In San Francisco, the recycling center’s commitment to social responsibility is what allows its paint program to thrive. “Recycling paint is another step in [our] quest to recycle 75 percent of all waste generated citywide by 2010, and reach zero waste to landfill by 2020,” says center spokesman Robert Reed. “Those are goals approved by the [San Francisco] Board of Supervisors, and we take our direction from the city.”

In keeping with these goals, the recycling center also encourages residents to compost food scraps, yard waste, and other biodegradable materials in a curbside bin that is emptied each week, along with the trash and recycling bins. The center then supplements the mix with the food scraps of over 2,000 local restaurants, creating premium compost that is highly valued by California’s Napa and Sonoma Valley vineyards. The center also wants to establish pet waste receptacles into which dog owners can put their animals’ solid waste. The receptacles would then use the methane from the decomposing pet waste to generate electricity.

Whether other recycling and garbage companies decide to develop a paint recycling and distribution program ultimately depends on their adherence to the hierarchy of reduce, reuse, and recycle, says Fresina. “If you can’t not create the waste in the first place, then reduce. If you can use it as-is, reuse it. If you can make it into something else, recycle it,” he explains. “The last resort is landfill disposal because it wastes resources. So we try whenever we can – especially in hazardous waste – to be on top of that little pyramid as much as possible. It would probably be a little cheaper to just bulk it up and throw it in the landfill, but we can’t.”

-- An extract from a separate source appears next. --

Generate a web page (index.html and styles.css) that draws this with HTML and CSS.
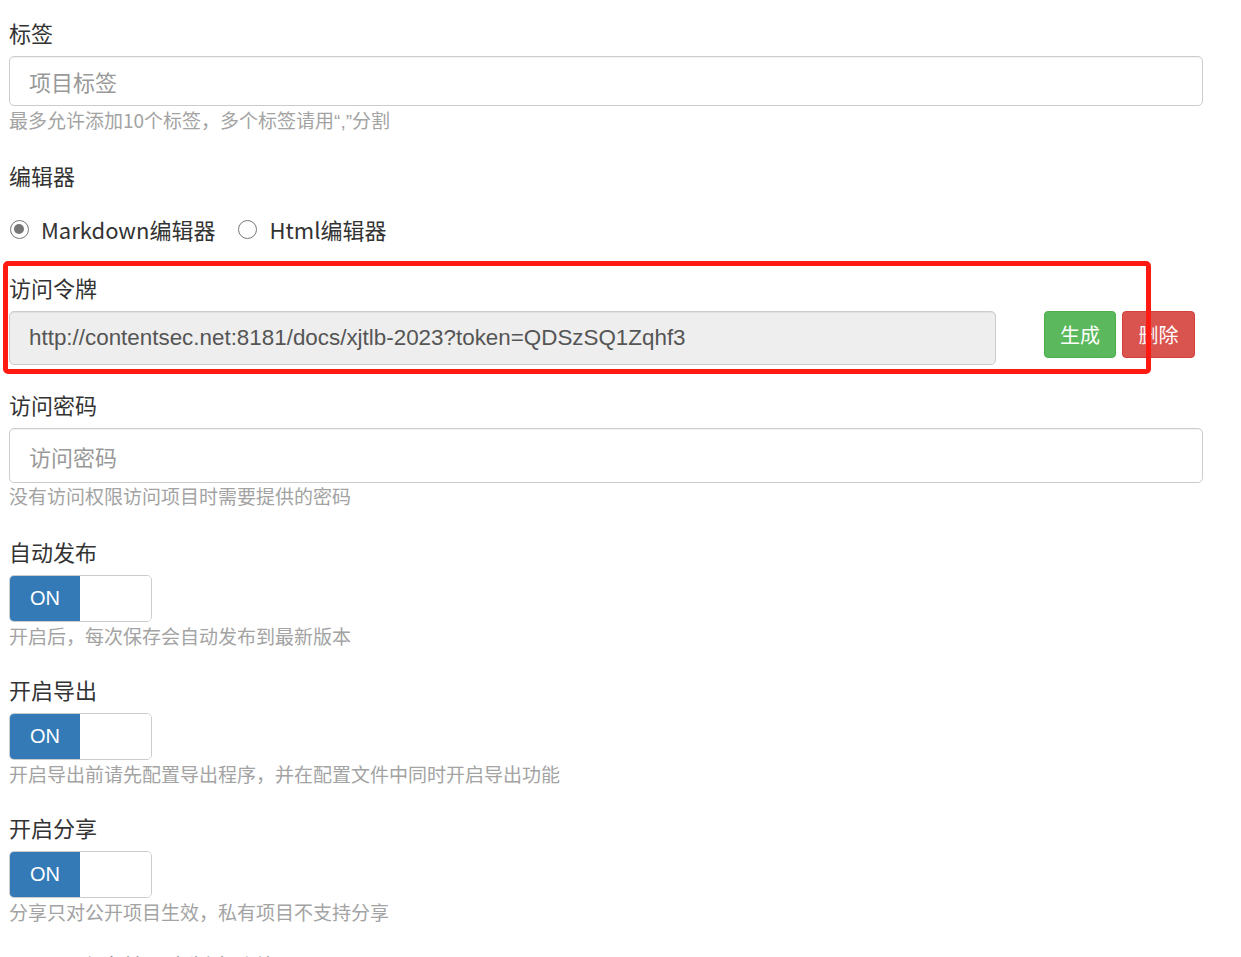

While S.F. Recycling is proud to provide free paint the world over, it would rather that the paint industry adopt manufacturer responsibility principles. These principles, which are now taking hold in Europe, stipulate that stores take back consumers’ unwanted or leftover products, including paint. “Unused paint, even a half-full can, should go back to the paint store. It might be just what the next person walking through the door needs,” says Reed. “If manufacturers won’t step up and participate in efforts to develop sustainable systems, society should mandate manufacturer responsibility to ensure protection of the environment for the future of our children and grandchildren,” he says.